Respite boosts chances for state-run health exchange in Idaho

Published: March 4, 2013 

House Speaker Scott Bedke

Speaker Bedke's deftness leaves opponents scrambling for a leader while holding out hope they can stop the plan.

Rather than seize the momentum of an impressive 23-12 Senate vote for Gov. Butch Otter's Idaho-run online insurance marketplace on Feb. 21, House Speaker Scott Bedke laid back.

He postponed a Feb. 25 hearing on House Bill 179, the trailer bill backed by 16 GOP freshmen, in exchange for support of Otter's Senate Bill 1042. Bedke assigned Health and Welfare Committee Chairman Fred Wood to spend last week combining the two bills and adding friendly amendments agreeable to Otter.

The result - scheduled for introduction Monday in Wood's committee - appears to have withered House opposition and left foes without an obvious champion.

House GOP Caucus Chairman John Vander Woude of rural Ada County still says he can't find anything to like in Otter's plan but admits that no experienced leader has surfaced to rally the opposition.

Vander Woude, the No. 4 House GOP leader, is joined by No. 2 and No. 3 in opposing Otter and Bedke. But Majority Leader Mike Moyle of Star and Assistant Majority Leader Brent Crane of Nampa sound like beaten puppies.

"I don't like it," Moyle said last week. "But I'm not the leader of any organized opposition."

Said Crane: "Although I am opposed to a state-based exchange, I am not the leader of the opposition and I don't know who is."

In their place, a freshman lawmaker not part of the Gang of 16 is trying to step up: Janet Trujillo, R-Idaho Falls.

"If somebody needed to stick their neck out and be the leader, I would gladly take that on," said Trujillo. "We definitely have our work cut out for us. We need to explain to people that the only way we can keep our state sovereignty is to say no."

Wayne Hoffman of the Idaho Freedom Foundation, the leading lobbyist against the exchange, said he's "still hopeful." Hoffman says the Gang of 16's proposal "appears to be unraveling," but freshman Rep.

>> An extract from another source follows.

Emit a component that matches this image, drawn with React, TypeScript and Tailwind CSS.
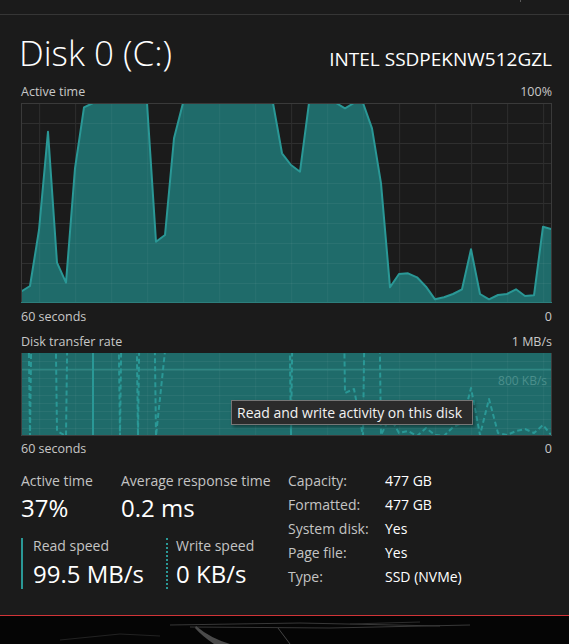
import React from 'react';

// active time samples, 0 = top (100%), 200 = bottom
const active = [
  188.7, 183, 127, 28.7, 159.7, 179.7, 65.3, 4.3, 0, 0, 0, 0, 0, 0, 0, 138.7, 132, 35.3, 0, 0, 0, 0, 0, 0, 0,
  0, 0, 0, 0, 50.3, 62, 68.7, 0, 0, 0, 0, 5.3, 0, 0, 25.3, 80.3, 184.3, 171, 170.3, 174.3, 183.7, 196.3,
  194.3, 191, 186.3, 146.3, 191, 196.3, 192, 191, 186.3, 193, 192.3, 123.7, 126.3,
];

// write rate samples for the transfer chart, 83 = bottom, negative = off the scale
const H = -600;
const write = [
  H, 83, H, H, 78, 83, H, H, H, H, H, 83, H, 83, H, 83, -2, H, H, H, H, H, H, H, H, H, H, H, H, H, 83, H, H, H,
  H, H, 40, 36, 83, H, 82, 64, 80, 78, 83, 75, 82, 83, 74, 70, 35, 82, 46, 80, 82, 78, 76, 80, 72, 83,
];

const W = 531;
const STEP = W / 59;
const vLines = Array.from({ length: 15 }, (_, i) => 18.7 + i * 36).filter((x) => x < W);

function ActiveChart() {
  const line = active.map((y, i) => `${(i * STEP).toFixed(1)},${y}`).join(' ');
  const area = `0,200 ${line} ${W},200`;
  const grid = (stroke: string) => (
    <g stroke={stroke} strokeWidth={1}>
      {Array.from({ length: 9 }, (_, i) => (
        <line key={'h' + i} x1={0} x2={W} y1={20 * (i + 1) + 0.5} y2={20 * (i + 1) + 0.5} />
      ))}
      {vLines.map((x) => (
        <line key={'v' + x} x1={x} x2={x} y1={0} y2={200} />
      ))}
    </g>
  );
  return (
    <svg width={W} height={200} className="block">
      <defs>
        <clipPath id="activeArea">
          <polygon points={area} />
        </clipPath>
      </defs>
      {grid('#2f2f2f')}
      <polygon points={area} fill="#1f6b6a" />
      <g clipPath="url(#activeArea)">{grid('rgba(255,255,255,0.05)')}</g>
      <polyline points={line} fill="none" stroke="#2a9896" strokeWidth={2} strokeLinejoin="round" />
      <rect x={0.5} y={0.5} width={W - 1} height={199} fill="none" stroke="#3a3a3a" />
      <line x1={0} x2={W} y1={199.5} y2={199.5} stroke="#2d7e7c" />
    </svg>
  );
}

function TransferChart() {
  const h = 83;
  const wline = write.map((y, i) => `${(i * STEP).toFixed(1)},${y}`).join(' ');
  return (
    <svg width={W} height={h} className="block overflow-hidden">
      <rect x={0} y={0} width={W} height={h} fill="#1f6b6a" />
      <g stroke="rgba(255,255,255,0.05)" strokeWidth={1}>
        {Array.from({ length: 9 }, (_, i) => (
          <line key={'h' + i} x1={0} x2={W} y1={Math.round(8.3 * (i + 1)) + 0.5} y2={Math.round(8.3 * (i + 1)) + 0.5} />
        ))}
        {vLines.map((x) => (
          <line key={'v' + x} x1={x} x2={x} y1={0} y2={h} />
        ))}
      </g>
      <line x1={0} x2={W} y1={16.5} y2={16.5} stroke="#2f8683" strokeWidth={1.5} />
      <line x1={72} x2={72} y1={0} y2={h} stroke="#2a9896" strokeWidth={2} />
      <polyline
        points={wline}
        fill="none"
        stroke="#2a9896"
        strokeWidth={2}
        strokeDasharray="5 3"
        strokeLinejoin="round"
      />
      <text x={526} y={32} textAnchor="end" fontSize={12} fill="#4b8f8c" fontFamily="Open Sans, sans-serif">
        800 KB/s
      </text>
      <path d={`M0.5,0 V${h - 0.5} H${W - 0.5} V0`} fill="none" stroke="#3c3c3c" />
    </svg>
  );
}

function Wallpaper() {
  return (
    <svg width={569} height={28} className="block">
      <rect width={569} height={28} fill="#050505" />
      <path d="M170 9 L300 7 L440 10" stroke="#5a5a5a" strokeWidth={1} fill="none" opacity={0.6} />
      <path d="M190 11 L330 12 L470 9" stroke="#383838" strokeWidth={1} fill="none" />
      <path d="M196 10 Q210 22 230 28 L214 28 Q202 20 195 12 Z" fill="#4a4a4a" />
      <path d="M278 12 L290 28" stroke="#444" strokeWidth={1} />
      <path d="M60 24 L120 18 L160 20" stroke="#222" strokeWidth={1} fill="none" />
      <path d="M350 8 L420 6" stroke="#2c2c2c" strokeWidth={1} />
    </svg>
  );
}

const details: [string, string][] = [
  ['Capacity:', '477 GB'],
  ['Formatted:', '477 GB'],
  ['System disk:', 'Yes'],
  ['Page file:', 'Yes'],
  ['Type:', 'SSD (NVMe)'],
];

export default function App() {
  return (
    <div className="relative w-[569px] h-[644px] overflow-hidden bg-[#1b1b1b] flex flex-col font-['Open_Sans',sans-serif] text-white">
      <div className="h-[14px] shrink-0">
        <div className="ml-[520px] w-px h-[2px] bg-[#5a5a5a]" />
      </div>
      <div className="h-px shrink-0 bg-[#363636]" />

      <div className="pl-[21px] pr-[17px] flex flex-col">
        <div className="mt-[18px] flex justify-between items-start">
          <div className="-ml-[2px] text-[35px] leading-[40px] font-light">Disk 0 (C:)</div>
          <div className="mt-[14px] text-[19px] leading-[24px]">INTEL SSDPEKNW512GZL</div>
        </div>

        <div className="mt-[11px] flex justify-between text-[12.5px] leading-[16px] text-[#c8c8c8]">
          <span>Active time</span>
          <span>100%</span>
        </div>
        <div className="mt-[3px]">
          <ActiveChart />
        </div>
        <div className="mt-[6px] flex justify-between text-[12.5px] leading-[16px] text-[#c8c8c8]">
          <span>60 seconds</span>
          <span>0</span>
        </div>

        <div className="mt-[9px] flex justify-between text-[12.5px] leading-[16px] text-[#c8c8c8]">
          <span>Disk transfer rate</span>
          <span>1 MB/s</span>
        </div>
        <div className="mt-[3px]">
          <TransferChart />
        </div>
        <div className="mt-[5px] flex justify-between text-[12.5px] leading-[16px] text-[#c8c8c8]">
          <span>60 seconds</span>
          <span>0</span>
        </div>

        <div className="mt-[12px] flex">
          <div className="w-[267px] flex flex-col">
            <div className="flex">
              <div className="w-[100px]">
                <div className="text-[14px] leading-[24px] text-[#c4c4c4]">Active time</div>
                <div className="text-[24px] leading-[30px]">37%</div>
              </div>
              <div>
                <div className="text-[14px] leading-[24px] text-[#c4c4c4]">Average response time</div>
                <div className="text-[24px] leading-[30px]">0.2 ms</div>
              </div>
            </div>
            <div className="mt-[15px] flex">
              <div className="w-[145px] border-l-2 border-[#2a9896] pl-[10px]">
                <div className="text-[14px] leading-[15px] text-[#c4c4c4]">Read speed</div>
                <div className="mt-[6px] text-[24px] leading-[30px]">99.5 MB/s</div>
              </div>
              <div className="border-l-2 border-dotted border-[#2a9896] pl-[8px]">
                <div className="text-[14px] leading-[15px] text-[#c4c4c4]">Write speed</div>
                <div className="mt-[6px] text-[24px] leading-[30px]">0 KB/s</div>
              </div>
            </div>
          </div>

          <div className="grid grid-cols-[97px_auto] text-[14px] leading-[24px]">
            {details.map(([k, v]) => (
              <React.Fragment key={k}>
                <span className="text-[#c4c4c4]">{k}</span>
                <span>{v}</span>
              </React.Fragment>
            ))}
          </div>
        </div>
      </div>

      <div className="flex-1" />
      <div className="h-px shrink-0 bg-[#d13438]" />
      <div className="h-[28px] shrink-0">
        <Wallpaper />
      </div>

      <div className="absolute left-[231px] top-[400px] w-[242px] h-[25px] bg-[#2b2b2b] border border-[#767676] pl-[5px] text-[14px] leading-[23px] text-[#f2f2f2] shadow-[2px_2px_3px_rgba(0,0,0,0.4)] whitespace-nowrap">
        Read and write activity on this disk
      </div>
    </div>
  );
}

Steve Miller, R-Fairfield, said the group is solid.

Bedke's slowdown erased what might have been a persuasive argument for some, particularly the historically large freshman class dealing with a complex issue that has political punch.

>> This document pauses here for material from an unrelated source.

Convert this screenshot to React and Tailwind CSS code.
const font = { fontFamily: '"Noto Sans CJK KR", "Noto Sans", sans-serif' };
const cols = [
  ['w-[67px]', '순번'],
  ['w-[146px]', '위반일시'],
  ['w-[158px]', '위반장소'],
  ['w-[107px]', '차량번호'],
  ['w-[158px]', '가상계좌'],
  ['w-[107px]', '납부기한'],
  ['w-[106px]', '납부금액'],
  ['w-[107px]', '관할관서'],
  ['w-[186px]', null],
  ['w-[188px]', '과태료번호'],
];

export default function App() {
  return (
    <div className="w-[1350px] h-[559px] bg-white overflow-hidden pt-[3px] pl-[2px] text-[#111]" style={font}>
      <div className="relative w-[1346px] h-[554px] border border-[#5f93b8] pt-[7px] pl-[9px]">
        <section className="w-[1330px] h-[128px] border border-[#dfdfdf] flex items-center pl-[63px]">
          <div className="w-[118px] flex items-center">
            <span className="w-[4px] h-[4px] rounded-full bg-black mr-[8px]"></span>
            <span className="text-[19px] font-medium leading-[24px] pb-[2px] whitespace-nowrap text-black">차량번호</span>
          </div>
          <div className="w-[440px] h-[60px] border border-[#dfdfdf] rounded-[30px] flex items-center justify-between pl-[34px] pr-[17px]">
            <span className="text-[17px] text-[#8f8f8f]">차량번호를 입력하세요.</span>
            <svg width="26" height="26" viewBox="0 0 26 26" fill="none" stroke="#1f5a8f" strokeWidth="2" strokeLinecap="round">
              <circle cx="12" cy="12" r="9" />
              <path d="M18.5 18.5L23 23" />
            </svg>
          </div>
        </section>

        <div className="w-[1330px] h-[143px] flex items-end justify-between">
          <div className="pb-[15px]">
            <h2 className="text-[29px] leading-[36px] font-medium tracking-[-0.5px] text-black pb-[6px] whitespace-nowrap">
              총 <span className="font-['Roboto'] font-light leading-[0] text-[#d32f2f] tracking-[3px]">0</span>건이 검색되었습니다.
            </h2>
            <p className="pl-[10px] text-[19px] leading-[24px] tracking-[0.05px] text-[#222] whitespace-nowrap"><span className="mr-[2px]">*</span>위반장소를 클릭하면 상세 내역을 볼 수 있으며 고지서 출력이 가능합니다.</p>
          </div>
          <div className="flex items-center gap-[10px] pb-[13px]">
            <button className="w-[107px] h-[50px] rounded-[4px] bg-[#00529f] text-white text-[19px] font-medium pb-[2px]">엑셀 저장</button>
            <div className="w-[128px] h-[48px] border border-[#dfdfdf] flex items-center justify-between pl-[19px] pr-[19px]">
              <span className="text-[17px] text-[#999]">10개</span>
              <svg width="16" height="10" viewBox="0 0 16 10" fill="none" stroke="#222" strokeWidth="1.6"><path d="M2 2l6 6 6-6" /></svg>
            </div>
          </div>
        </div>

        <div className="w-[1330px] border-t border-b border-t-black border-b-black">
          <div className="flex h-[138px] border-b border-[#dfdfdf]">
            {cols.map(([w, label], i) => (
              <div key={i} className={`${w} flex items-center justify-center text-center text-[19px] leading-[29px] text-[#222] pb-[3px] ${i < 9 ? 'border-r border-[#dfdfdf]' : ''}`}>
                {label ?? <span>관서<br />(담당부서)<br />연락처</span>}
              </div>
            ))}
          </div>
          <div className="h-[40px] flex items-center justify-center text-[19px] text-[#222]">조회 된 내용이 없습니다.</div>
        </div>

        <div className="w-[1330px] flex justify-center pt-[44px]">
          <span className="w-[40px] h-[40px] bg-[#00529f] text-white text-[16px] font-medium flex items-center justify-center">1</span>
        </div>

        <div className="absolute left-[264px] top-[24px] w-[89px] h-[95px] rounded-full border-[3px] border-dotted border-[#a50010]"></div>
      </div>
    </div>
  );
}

"There will be no legitimate basis for criticism of the process," said Wood, R-Burley. "People can't say, 'We didn't have time, they railroaded it through, they're a bunch of bad guys because they didn't want discussion.' There's been more discussion on this issue than on any issue since I've been here."

The review included a working group in 2011 and a task force in 2012, both of which produced bills leading to SB 1042.

Bedke, R-Oakley, said he understands that stretching out the process means another Senate committee hearing and another Senate floor debate, after the six-hour talkfest on Feb. 21. But he said giving opponents a chance to tweak a single bill will make the result less cumbersome and might even pick up votes.

"Any new ideas have to be in good faith, that is to say: No poison pills," Bedke said. "I'm all about a cleaner, streamlined approach."

Amendments could include a hat tip to Oklahoma's lawsuit, which attempts to bring the Affordable Care Act down like a Jenga tower by removing the tax credits and subsidies that support "affordable."

But Wood said hostile amendments to put rulemaking under the direct authority of the Legislature or to limit monthly fees for customers to $5 are unacceptable.

Republicans haven't given up on their opposition to Obamacare, but Bedke hopes to convince a few more to accept the fact that, absent a state exchange, the feds will step in to run one.

"We've got to play the hand we're dealt," Bedke said. "I think it's incumbent on the Legislature to make a bad situation a little better, while looking for a process that's cheaper for Idahoans and keeps jobs in Idaho."

Bedke appears on the verge of winning his first big fight as speaker, after unseating the House's leading state-exchange opponent, former Speaker Lawerence Denney, R-Midvale, in December.

But bet on this: Bedke doesn't just want 36 votes in the 70-member House. He'll be watching whether a majority of his 57-member GOP caucus sides with its new speaker, and, better yet, whether there are 36 Republican votes for Otter's plan.